Pour l’heure, le secrétaire américain au Trésor Steven Mnuchin maintient sa venue au sommet économique de Riyad (23 au 25 octobre), baptisé le « Davos du désert » - destiné à être la vitrine du plan national de modernisation Vision 2030. On constate, en revanche, que des dirigeants de multinationales américaines, comme JP Morgan, Ford ou Uber, annulent leur participation. De grands médias anglo-américains, partenaires de l’événement, le font aussi.

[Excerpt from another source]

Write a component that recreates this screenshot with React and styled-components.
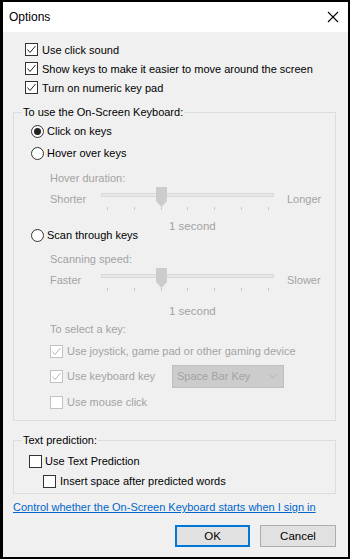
import React from "react";
import styled, { createGlobalStyle } from "styled-components";

const DISABLED = "#a3a3a3";

const GlobalStyle = createGlobalStyle`
  html, body {
    margin: 0;
    padding: 0;
    background: #000;
  }
  body {
    font-family: "Liberation Sans", Arial, sans-serif;
    font-size: 11px;
  }
`;

const Window = styled.div`
  width: 350px;
  height: 559px;
  box-sizing: border-box;
  border: 2px solid #000;
  border-left-width: 3px;
  display: flex;
  flex-direction: column;
  background: #f0f0f0;
  color: #000;
`;

const TitleBar = styled.div`
  height: 30px;
  flex-shrink: 0;
  background: #fff;
  display: flex;
  align-items: center;
  justify-content: space-between;
  padding: 0 9px 0 6px;
`;

const Title = styled.span`
  font-size: 12px;
  color: #000;
`;

const Body = styled.div`
  flex: 1;
  padding: 8px 12px 0 10px;
  display: flex;
  flex-direction: column;
`;

const TopChecks = styled.div`
  margin-left: 12px;
`;

const Row = styled.div`
  display: flex;
  align-items: center;
  height: ${p => p.h || 20}px;
  margin-top: ${p => p.mt || 0}px;
  margin-left: ${p => p.ml || 0}px;
`;

const Label = styled.span`
  margin-left: ${p => p.gap || 4}px;
  color: ${p => (p.disabled ? DISABLED : "#000")};
  width: ${p => (p.w ? `${p.w}px` : "auto")};
  white-space: nowrap;
  line-height: 16px;
`;

const Box = styled.span`
  width: 13px;
  height: 13px;
  box-sizing: border-box;
  flex-shrink: 0;
  border: 1px solid ${p => (p.disabled ? "#c2c2c2" : "#333")};
  background: #fff;
  display: flex;
`;

const Round = styled.span`
  width: 13px;
  height: 13px;
  box-sizing: border-box;
  flex-shrink: 0;
  border: 1px solid #333;
  border-radius: 50%;
  background: #fff;
  display: flex;
  align-items: center;
  justify-content: center;
`;

const Dot = styled.span`
  width: 7px;
  height: 7px;
  border-radius: 50%;
  background: #222;
`;

const Group = styled.fieldset`
  margin: ${p => p.mt || 0}px 0 0 0;
  padding: 0 0 ${p => p.pb || 0}px 8px;
  border: 1px solid #dcdcdc;
  min-width: 0;
`;

const Legend = styled.legend`
  padding: 0 1px;
  line-height: 16px;
  font-size: 11px;
  color: #000;
`;

const Options = styled.div`
  margin-left: 9px;
  display: flex;
  flex-direction: column;
`;

const Sub = styled.div`
  margin-left: 19px;
  display: flex;
  flex-direction: column;
`;

const FieldLabel = styled.div`
  line-height: 16px;
  color: ${DISABLED};
  margin-top: ${p => p.mt || 0}px;
`;

const SliderRow = styled.div`
  display: flex;
  align-items: flex-start;
  height: 27px;
`;

const EndLabel = styled.span`
  line-height: 16px;
  margin-top: 5px;
  color: ${DISABLED};
  width: ${p => p.w || 0}px;
  flex-shrink: 0;
  white-space: nowrap;
`;

const TrackArea = styled.div`
  position: relative;
  width: 173px;
  height: 27px;
  flex-shrink: 0;
  margin-right: 13px;
`;

const TrackLine = styled.div`
  margin-top: 7px;
  height: 4px;
  box-sizing: border-box;
  background: #e7e7e7;
  border: 1px solid #d9d9d9;
`;

const Ticks = styled.div`
  display: flex;
  justify-content: space-between;
  padding: 0 5px 0 6px;
  margin-top: 10px;
`;

const Tick = styled.span`
  width: 1px;
  height: 3px;
  background: #c6c6c6;
`;

const Thumb = styled.svg`
  position: absolute;
  left: 55px;
  top: 1px;
`;

const ValueLabel = styled.div`
  line-height: 16px;
  color: ${DISABLED};
  margin-left: 119px;
  margin-top: ${p => p.mt || 0}px;
  margin-bottom: ${p => p.mb || 0}px;
  font-size: 11.5px;
`;

const Select = styled.div`
  width: 112px;
  height: 23px;
  box-sizing: border-box;
  background: #cccccc;
  border: 1px solid #c0c0c0;
  color: ${DISABLED};
  display: flex;
  align-items: center;
  justify-content: space-between;
  padding: 0 6px 0 4px;
  line-height: 16px;
`;

const LinkText = styled.a`
  margin-top: 5px;
  line-height: 16px;
  color: #0066cc;
  text-decoration: underline;
  cursor: pointer;
  align-self: flex-start;
  white-space: nowrap;
`;

const ButtonRow = styled.div`
  display: flex;
  justify-content: flex-end;
  gap: 10px;
  margin-top: 10px;
`;

const Button = styled.button`
  width: ${p => p.w || 75}px;
  height: 22px;
  box-sizing: border-box;
  background: #e1e1e1;
  border: ${p => (p.primary ? "2px solid #0078d7" : "1px solid #adadad")};
  font-family: inherit;
  font-size: 11.5px;
  color: #000;
  padding: 0;
`;

const Check = ({ checked, disabled }) => (
  <Box disabled={disabled}>
    {checked && (
      <svg width="11" height="11" viewBox="0 0 11 11">
        <polyline
          points="1.5,5.5 4,8.5 9.5,2"
          fill="none"
          stroke={disabled ? "#b8b8b8" : "#222"}
          strokeWidth="1"
        />
      </svg>
    )}
  </Box>
);

const CheckRow = ({ label, checked, disabled, h, mt, ml, gap, children, w }) => (
  <Row h={h} mt={mt} ml={ml}>
    <Check checked={checked} disabled={disabled} />
    <Label disabled={disabled} gap={gap} w={w}>{label}</Label>
    {children}
  </Row>
);

const RadioRow = ({ label, checked }) => (
  <Row h={22}>
    <Round>{checked && <Dot />}</Round>
    <Label gap={3}>{label}</Label>
  </Row>
);

const Slider = ({ left, right }) => (
  <SliderRow>
    <EndLabel w={51}>{left}</EndLabel>
    <TrackArea>
      <TrackLine />
      <Ticks>
        {[0, 1, 2, 3, 4, 5, 6].map(i => <Tick key={i} />)}
      </Ticks>
      <Thumb width="11" height="20" viewBox="0 0 11 20">
        <polygon points="0,0 11,0 11,14 5.5,20 0,14" fill="#cccccc" />
      </Thumb>
    </TrackArea>
    <EndLabel>{right}</EndLabel>
  </SliderRow>
);

export default function App() {
  return (
    <>
      <GlobalStyle />
      <Window>
        <TitleBar>
          <Title>Options</Title>
          <svg width="12" height="12" viewBox="0 0 12 12">
            <path d="M1 1 L11 11 M11 1 L1 11" stroke="#000" strokeWidth="1.1" fill="none" />
          </svg>
        </TitleBar>
        <Body>
          <TopChecks>
            <CheckRow h={19} checked label="Use click sound" />
            <CheckRow h={19} checked label="Show keys to make it easier to move around the screen" />
            <CheckRow h={19} checked label="Turn on numeric key pad" />
          </TopChecks>

          <Group mt={7} pb={8}>
            <Legend>To use the On-Screen Keyboard:</Legend>
            <Options>
              <RadioRow checked label="Click on keys" />
              <RadioRow label="Hover over keys" />
              <Sub>
                <FieldLabel mt={6}>Hover duration:</FieldLabel>
                <Slider left="Shorter" right="Longer" />
                <ValueLabel mt={5} mb={-10}>1 second</ValueLabel>
              </Sub>
              <RadioRow label="Scan through keys" />
              <Sub>
                <FieldLabel mt={5}>Scanning speed:</FieldLabel>
                <Slider left="Faster" right="Slower" />
                <ValueLabel mt={9}>1 second</ValueLabel>
                <FieldLabel mt={2}>To select a key:</FieldLabel>
                <CheckRow mt={4} checked disabled label="Use joystick, game pad or other gaming device" />
                <CheckRow h={24} mt={3} checked disabled label="Use keyboard key" w={105}>
                  <Select>
                    <span>Space Bar Key</span>
                    <svg width="8" height="5" viewBox="0 0 8 5">
                      <polyline points="0.5,0.5 4,4 7.5,0.5" fill="none" stroke="#b4b4b4" strokeWidth="1" />
                    </svg>
                  </Select>
                </CheckRow>
                <CheckRow mt={4} disabled label="Use mouse click" />
              </Sub>
            </Options>
          </Group>

          <Group mt={11} pb={2}>
            <Legend>Text prediction:</Legend>
            <CheckRow mt={3} ml={7} gap={3} label="Use Text Prediction" />
            <CheckRow ml={21} label="Insert space after predicted words" />
          </Group>

          <LinkText>Control whether the On-Screen Keyboard starts when I sign in</LinkText>

          <ButtonRow>
            <Button primary w={75}>OK</Button>
            <Button w={76}>Cancel</Button>
          </ButtonRow>
        </Body>
      </Window>
    </>
  );
}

Au-delà, l’ensemble de ceux qui sont impliqués dans les grands projets d’infrastructures et de modernisation du royaume en payent le prix. Le géant technologique japonais Softbank en fait partie, le tire Softbank a perdu plus de 7% à la bourse de Tokyo. Dimanche la bourse de Ryad connaissait une séance comme elle n’en avait pas connu depuis 2014, effaçant 50 milliards de dollars de capitalisation boursière.

Riposte saoudienne

La diplomatie saoudienne veille à ne pas prendre les Etats-Unis de front. Son ambassade à Washington remercie même le gouvernement Trump de s’être abstenu de tirer des conclusions du dossier en cours d’enquête. Mais cela n’empêche pas Riyad de commencer à appuyer là où cela peut faire mal. C’est une dépêche de l’agence de presse officielle SPA qui a fixé le ton. Un haut responsable, non identifié, prévient qu’en cas de sanctions le royaume répondra avec « de plus grandes sanctions ». Il ajoute: « L’économie saoudienne a un rôle vital pour l’économie mondiale ». Le terme de pétrole n’est pas employé, cependant chacun aura compris.

Turki Aldakhil, personnalité importante dans l’espace médiatique saoudien, exprime cette mise en garde sans détour. Le directeur de la chaine Al Arabiya juge que les Etats-Unis se « poignarderaient », Riyad étant « la capitale du pétrole ». Le propos est souligné : si l’Arabie Saoudite venait à réduire sa production, « un cours à 100 dollars, 200 ou même le double n’est pas à écarter ». Il voit plus loin encore : ce pétrole pourrait être libellé en yuans chinois et le royaume saoudien chercherait ses équipements militaires auprès de la Russie et de la Chine.

Quels soutiens pour Ryad ?

Avant une mise à exécution de ces menaces encore tout à fait hypothétiques, Riyad a décidé de compter ses soutiens. Ces dernières heures, on y rapporte les expressions d’amitié de certains gouvernements et institutions arabes. Comme celle-ci formulée par le prince héritier de Dubaï Hamdane ben Mohammed Al Maktoum : « L’Arabie Saoudite est la mère et le père des pays du Golfe ». On fait également état de toute marque appuyée de solidarité en provenance d’organisations du monde musulman. Et puis, il y a la riposte qui s’engage envers ceux qui, aux Etats-Unis, se détournent. Un homme d’affaires de premier plan aux Emirats arabes unis, Khalaf Ahmad Al-Habtoor, réclame le boycott de toute entreprise américaine qui se retire du « Davos du désert ».